Direction:
Which lines hold the word "this"? Copy each one.

Stored data:
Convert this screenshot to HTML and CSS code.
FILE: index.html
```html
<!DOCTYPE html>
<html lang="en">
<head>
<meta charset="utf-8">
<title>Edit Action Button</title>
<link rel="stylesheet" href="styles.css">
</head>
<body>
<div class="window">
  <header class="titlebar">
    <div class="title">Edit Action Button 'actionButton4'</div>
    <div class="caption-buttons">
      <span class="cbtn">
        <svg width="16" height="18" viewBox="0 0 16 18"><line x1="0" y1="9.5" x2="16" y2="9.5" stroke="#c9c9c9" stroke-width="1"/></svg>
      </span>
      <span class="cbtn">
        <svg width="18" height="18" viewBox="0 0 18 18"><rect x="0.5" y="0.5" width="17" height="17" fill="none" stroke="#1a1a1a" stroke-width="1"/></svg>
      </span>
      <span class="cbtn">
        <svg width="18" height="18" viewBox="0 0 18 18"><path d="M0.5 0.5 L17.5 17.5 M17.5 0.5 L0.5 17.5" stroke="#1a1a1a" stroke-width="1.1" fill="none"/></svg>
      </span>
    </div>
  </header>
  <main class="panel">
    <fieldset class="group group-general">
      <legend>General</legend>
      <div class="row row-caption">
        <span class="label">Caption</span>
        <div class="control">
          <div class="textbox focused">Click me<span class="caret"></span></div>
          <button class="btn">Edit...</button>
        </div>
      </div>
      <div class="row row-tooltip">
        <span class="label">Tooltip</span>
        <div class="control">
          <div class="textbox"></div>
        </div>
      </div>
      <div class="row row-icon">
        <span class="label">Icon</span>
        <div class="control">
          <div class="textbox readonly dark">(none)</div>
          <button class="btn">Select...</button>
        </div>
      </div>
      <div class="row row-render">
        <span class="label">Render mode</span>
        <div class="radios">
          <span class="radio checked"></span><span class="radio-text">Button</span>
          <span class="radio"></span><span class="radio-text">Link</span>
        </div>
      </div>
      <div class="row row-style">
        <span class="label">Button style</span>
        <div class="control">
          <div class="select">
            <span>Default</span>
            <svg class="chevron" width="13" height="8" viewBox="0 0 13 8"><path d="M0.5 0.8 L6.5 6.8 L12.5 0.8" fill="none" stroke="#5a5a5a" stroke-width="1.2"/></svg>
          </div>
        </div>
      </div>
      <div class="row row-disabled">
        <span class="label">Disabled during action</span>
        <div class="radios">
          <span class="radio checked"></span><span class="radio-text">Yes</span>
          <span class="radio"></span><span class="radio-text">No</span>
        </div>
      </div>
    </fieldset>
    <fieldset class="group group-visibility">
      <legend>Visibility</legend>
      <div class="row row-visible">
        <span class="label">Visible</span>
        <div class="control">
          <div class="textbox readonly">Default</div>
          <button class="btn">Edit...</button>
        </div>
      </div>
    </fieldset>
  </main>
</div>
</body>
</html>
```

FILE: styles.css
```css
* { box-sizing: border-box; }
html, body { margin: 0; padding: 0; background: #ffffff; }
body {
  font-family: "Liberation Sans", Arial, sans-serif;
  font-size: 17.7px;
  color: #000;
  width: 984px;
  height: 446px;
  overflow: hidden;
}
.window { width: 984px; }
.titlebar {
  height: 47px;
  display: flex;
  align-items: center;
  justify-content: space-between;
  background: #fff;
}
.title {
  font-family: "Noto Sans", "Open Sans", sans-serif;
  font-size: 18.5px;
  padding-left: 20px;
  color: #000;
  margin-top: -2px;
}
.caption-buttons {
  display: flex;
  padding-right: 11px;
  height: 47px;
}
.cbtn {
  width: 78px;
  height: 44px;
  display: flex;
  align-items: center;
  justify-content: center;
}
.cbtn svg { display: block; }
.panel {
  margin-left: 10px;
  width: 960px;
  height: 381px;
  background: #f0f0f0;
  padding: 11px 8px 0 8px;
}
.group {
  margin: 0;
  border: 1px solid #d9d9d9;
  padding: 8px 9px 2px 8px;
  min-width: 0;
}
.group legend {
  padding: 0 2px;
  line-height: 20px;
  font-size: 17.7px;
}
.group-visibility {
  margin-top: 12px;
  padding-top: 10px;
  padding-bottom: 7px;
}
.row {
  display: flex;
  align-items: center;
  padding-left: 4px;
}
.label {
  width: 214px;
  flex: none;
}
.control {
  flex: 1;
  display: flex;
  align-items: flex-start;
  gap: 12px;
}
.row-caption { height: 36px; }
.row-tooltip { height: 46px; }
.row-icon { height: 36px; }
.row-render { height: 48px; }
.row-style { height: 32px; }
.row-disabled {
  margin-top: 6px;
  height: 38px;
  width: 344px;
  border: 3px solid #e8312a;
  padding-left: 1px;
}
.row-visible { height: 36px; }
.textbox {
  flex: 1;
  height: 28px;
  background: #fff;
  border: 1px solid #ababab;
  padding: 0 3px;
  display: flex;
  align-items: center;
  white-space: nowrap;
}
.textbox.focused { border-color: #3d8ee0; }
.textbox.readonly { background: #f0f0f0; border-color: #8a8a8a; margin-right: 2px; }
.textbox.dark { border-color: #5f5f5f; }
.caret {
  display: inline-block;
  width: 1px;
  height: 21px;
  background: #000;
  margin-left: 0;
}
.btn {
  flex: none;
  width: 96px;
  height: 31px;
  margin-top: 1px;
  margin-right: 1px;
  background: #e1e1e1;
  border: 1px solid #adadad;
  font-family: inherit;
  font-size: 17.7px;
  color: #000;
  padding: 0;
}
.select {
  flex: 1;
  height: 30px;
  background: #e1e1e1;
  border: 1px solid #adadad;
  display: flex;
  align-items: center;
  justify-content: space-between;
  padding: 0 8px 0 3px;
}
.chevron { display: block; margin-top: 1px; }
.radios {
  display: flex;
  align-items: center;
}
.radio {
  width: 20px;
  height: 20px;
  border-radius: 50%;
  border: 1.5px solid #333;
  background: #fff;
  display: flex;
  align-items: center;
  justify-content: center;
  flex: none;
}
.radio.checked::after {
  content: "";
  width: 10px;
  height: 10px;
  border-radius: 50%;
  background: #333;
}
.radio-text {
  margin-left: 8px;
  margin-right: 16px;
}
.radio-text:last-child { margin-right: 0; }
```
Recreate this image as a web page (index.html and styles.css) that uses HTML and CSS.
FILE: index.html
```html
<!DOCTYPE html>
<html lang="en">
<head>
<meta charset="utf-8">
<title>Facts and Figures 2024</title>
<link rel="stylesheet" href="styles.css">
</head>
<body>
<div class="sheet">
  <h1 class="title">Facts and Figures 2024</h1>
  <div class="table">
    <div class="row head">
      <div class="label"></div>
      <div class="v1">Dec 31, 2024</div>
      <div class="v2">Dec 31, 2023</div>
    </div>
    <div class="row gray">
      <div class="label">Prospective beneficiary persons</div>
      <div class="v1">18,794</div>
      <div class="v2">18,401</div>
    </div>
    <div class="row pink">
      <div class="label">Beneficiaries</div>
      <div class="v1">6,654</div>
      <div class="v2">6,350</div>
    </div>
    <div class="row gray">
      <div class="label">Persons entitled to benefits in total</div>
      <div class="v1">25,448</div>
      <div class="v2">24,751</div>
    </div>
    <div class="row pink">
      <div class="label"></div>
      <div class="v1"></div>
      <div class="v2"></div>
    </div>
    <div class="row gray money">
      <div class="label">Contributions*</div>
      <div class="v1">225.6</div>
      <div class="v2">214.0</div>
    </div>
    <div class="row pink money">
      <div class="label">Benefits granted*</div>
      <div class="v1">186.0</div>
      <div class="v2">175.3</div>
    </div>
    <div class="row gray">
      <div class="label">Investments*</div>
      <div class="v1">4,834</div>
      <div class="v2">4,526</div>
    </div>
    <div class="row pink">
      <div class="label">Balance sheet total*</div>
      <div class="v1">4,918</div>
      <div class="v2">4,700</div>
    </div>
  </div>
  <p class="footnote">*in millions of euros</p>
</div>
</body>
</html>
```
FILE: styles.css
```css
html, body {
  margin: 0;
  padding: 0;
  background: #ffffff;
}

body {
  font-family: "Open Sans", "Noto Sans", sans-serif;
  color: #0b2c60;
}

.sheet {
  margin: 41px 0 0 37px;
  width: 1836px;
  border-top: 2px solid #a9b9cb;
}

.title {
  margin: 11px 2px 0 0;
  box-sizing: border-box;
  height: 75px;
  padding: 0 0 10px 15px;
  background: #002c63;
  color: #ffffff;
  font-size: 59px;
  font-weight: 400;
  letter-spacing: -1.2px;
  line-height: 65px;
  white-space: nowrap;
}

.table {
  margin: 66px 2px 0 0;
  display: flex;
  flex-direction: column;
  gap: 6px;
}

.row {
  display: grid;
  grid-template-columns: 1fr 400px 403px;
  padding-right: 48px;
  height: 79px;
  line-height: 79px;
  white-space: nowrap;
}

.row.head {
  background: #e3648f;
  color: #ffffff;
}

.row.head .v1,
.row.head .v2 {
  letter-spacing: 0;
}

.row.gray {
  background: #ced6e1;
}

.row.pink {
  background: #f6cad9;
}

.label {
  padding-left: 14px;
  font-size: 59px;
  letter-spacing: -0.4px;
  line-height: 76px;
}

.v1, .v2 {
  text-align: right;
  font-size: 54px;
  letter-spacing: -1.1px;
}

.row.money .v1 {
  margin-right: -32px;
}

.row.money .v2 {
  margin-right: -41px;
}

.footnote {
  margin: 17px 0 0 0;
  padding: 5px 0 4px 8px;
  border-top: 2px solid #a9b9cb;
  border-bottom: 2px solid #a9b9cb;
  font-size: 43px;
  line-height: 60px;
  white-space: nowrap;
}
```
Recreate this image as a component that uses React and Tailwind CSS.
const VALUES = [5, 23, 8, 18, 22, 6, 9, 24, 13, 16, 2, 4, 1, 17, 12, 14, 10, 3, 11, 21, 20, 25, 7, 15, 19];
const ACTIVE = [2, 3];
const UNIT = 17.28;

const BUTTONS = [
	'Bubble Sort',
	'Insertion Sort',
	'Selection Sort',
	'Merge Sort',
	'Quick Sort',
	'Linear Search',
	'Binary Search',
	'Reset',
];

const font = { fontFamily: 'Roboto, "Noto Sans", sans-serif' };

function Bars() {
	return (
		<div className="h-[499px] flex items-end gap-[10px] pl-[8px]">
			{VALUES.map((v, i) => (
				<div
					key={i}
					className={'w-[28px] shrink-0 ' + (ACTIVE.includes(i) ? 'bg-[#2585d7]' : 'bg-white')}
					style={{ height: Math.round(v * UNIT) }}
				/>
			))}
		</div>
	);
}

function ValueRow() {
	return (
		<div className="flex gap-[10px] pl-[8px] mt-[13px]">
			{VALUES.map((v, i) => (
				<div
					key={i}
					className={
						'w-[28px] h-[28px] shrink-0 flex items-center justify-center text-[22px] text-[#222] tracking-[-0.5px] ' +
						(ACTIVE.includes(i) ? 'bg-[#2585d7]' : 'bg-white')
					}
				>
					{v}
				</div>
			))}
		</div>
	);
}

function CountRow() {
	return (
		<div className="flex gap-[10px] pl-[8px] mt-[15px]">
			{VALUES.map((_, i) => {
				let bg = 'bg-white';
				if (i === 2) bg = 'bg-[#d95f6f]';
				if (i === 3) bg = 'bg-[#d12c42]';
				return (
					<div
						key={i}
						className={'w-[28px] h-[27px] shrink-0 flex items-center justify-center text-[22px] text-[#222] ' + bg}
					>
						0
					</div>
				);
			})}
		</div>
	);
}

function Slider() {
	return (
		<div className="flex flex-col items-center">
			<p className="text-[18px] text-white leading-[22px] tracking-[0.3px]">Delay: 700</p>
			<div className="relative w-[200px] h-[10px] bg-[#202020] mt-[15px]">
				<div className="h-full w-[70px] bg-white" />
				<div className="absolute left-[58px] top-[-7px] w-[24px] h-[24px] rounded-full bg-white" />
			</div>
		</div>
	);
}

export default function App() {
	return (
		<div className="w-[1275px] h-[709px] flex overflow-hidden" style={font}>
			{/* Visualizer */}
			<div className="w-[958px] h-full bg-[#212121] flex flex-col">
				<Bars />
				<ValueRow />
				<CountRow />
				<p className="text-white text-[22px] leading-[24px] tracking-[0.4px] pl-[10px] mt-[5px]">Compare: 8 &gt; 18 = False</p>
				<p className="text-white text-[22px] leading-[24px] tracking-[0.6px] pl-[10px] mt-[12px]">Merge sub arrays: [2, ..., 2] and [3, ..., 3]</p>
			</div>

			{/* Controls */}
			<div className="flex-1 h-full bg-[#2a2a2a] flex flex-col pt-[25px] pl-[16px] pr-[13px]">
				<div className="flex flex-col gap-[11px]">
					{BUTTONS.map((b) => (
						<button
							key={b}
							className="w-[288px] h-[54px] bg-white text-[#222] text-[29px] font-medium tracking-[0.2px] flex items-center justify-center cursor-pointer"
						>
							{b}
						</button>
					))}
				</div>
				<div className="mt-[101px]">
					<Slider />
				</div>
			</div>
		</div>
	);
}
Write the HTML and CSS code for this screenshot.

Answer for the task:
Convert this screenshot to HTML and CSS code.
Recreate this image as a web page (index.html and styles.css) that uses HTML and CSS.
Recreate this image as a component that uses React and Tailwind CSS.
Write the HTML and CSS code for this screenshot.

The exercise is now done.